Saturday, October 19, 2013

Christine Jones: choosing the wrong role models?

Say what you want about Arizona politics (and try not to guffaw...or weep...or both...when speaking about AZ politics), this state doesn't seem to have a problem with electing women.

For example, four out of our last five governors have been women - Rose Mofford, Jane Hull, Janet Napolitano, and Jan Brewer.

Another example - two out of our nine members of Congress (and two out of our five Democratic representatives) are women - Ann Kirkpatrick and Kyrsten Sinema.

Women who are running for office here have some great role models to follow, if they choose to take their inspiration from other women who have been candidates or office holders.

Some of the female officeholders/candidates in this state have been outstanding examples for anyone to follow, regardless of partisan identification or gender -

Before she was the victim of an attempted assassination by a shooter who went on to kill six and wound 12 other people, former congresswoman Gabrielle Giffords was highly-respected, well-liked, and expected to move on to bigger and better things.

In addition, word was that whenever she met with the Republican leadership of the Arizona legislature, former governor Janet Napolitano was usually the smartest person in the room.  And when she wasn't, anybody in the room that was smarter than her was there working for her.

Both were and are known for their intelligence, professionalism, work ethic, and desire to actually achieve solutions to problems and not for just grandstanding.

In short, they have been among the best public servants in America, not just Arizona.

Unfortunately, the willingness of the Arizona electorate to elect female candidates has also supplied evidence that there are women who are as unfit for office as some of the men who win elections here -

Governor Jan "Brain Freeze" Brewer ("Headless Bodies" would have worked here, too), former state senator Lori "Quickdraw" Klein (would have gone with "Thinks Bigoted And Ignorant Stereotypes Should Serve As The Foundation Of Public Discourse And Policy", but that is too long to serve as a nickname :) ), and State Representative Brenda "Foot in Mouth" Barton are no better than Maricopa County Sheriff Joe "Federal court ruling? Who cares?!?" Arpaio, former state senate president Russell "Never Met A Brown Person He Didn't Want To Deport" Pearce, and former state senator Frank "Don't Make Me Mad" Antenori.

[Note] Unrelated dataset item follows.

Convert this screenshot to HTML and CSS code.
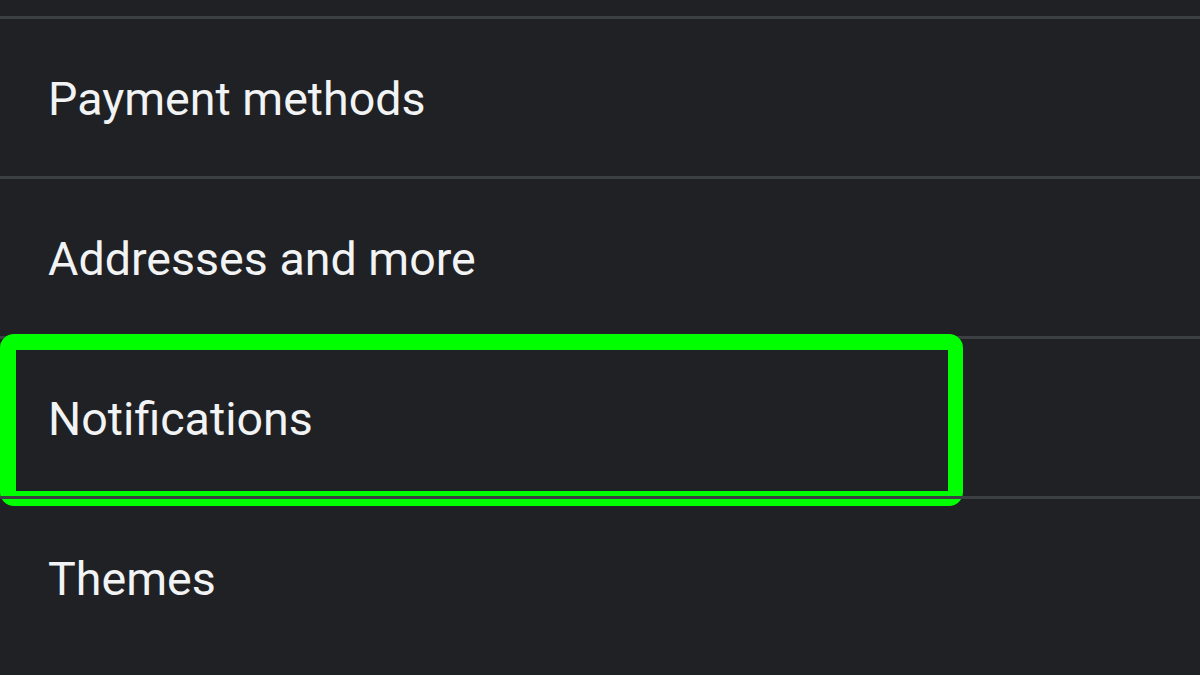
FILE: index.html
```html
<!DOCTYPE html>
<html>
<head>
<meta charset="utf-8">
<link rel="stylesheet" href="styles.css">
</head>
<body>
<div class="settings">
  <div class="top-space"></div>
  <div class="item"><span class="label">Payment methods</span></div>
  <div class="item"><span class="label">Addresses and more</span></div>
  <div class="item highlighted"><span class="label">Notifications</span><div class="highlight"></div></div>
  <div class="item"><span class="label">Themes</span></div>
</div>
</body>
</html>
```
FILE: styles.css
```css
html, body {
  margin: 0;
  padding: 0;
  background: #202124;
}
body {
  width: 1200px;
  height: 675px;
  overflow: hidden;
  font-family: Roboto, "Liberation Sans", sans-serif;
}
.settings {
  display: flex;
  flex-direction: column;
}
.top-space {
  height: 16px;
}
.item {
  position: relative;
  height: 157px;
  border-top: 3px solid #3c4043;
  display: flex;
  align-items: center;
  padding-left: 48px;
}
.label {
  color: #f1f3f4;
  font-size: 46.6px;
  line-height: 1;
  margin-top: 4px;
}
.highlight {
  position: absolute;
  left: 0;
  top: -5px;
  width: 932px;
  height: 141px;
  border-style: solid;
  border-color: #00ff00;
  border-width: 16px 15px 15px 16px;
  border-radius: 14px;
}
```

They all have brought, or are still bringing, great amounts of ridicule upon Arizona.

Now, 2014 Republican gubernatorial candidate Christine Jones has staked out her campaign path, and it appears that she is patterning herself after the crowd that merits ridicule, not respect.

She recently appeared at a fundraiser for the aforementioned Arpaio (video courtesy KTVK) -

Once you get past her pseudo-standup comedy part of her time on stage, she gets into the "ignorant" part.

Starting at the 3:35 point in the video, she starts talking about some of the good things that Arpaio does that no one really knows about.

Like leaving water for immigrants crossing the Rio Grande to come into Arizona.

Like having Hispanic people as half of his MCSO staff.


A. The Rio Grande River forms part of the border between *Texas* and Mexico, not Arizona and Mexico*.

B. The MCSO itself states that 23% of its employees are Hispanic.  Not even close to 50%.

* - Courtesy U of A, a map of rivers in AZ (note the lack of a river along the border with Mexico, much less one named "Rio Grande") -

And then, she serenades Arpaio (starting at approximately the 5:10 point in the video, ending at approximately the 8:48 mark).

In terms of quality, it wasn't "bad".  It went on way too long, but otherwise, well, it wasn't Mitt Romney singing "America The Beautiful".  In other words, it wasn't painful to watch.

However, in terms of "image", it doesn't exactly say "serious candidate here" either.

On the other hand, at least she didn't try to do an impression of Marilyn Monroe serenading JFK for his birthday in 1962.

Which was fine for the time period and subtext (the JFK/Monroe relationship) in 1962 (I suppose; it was kind of before my time), but would have brought a whole new level of "creepy" to the Arpaio event.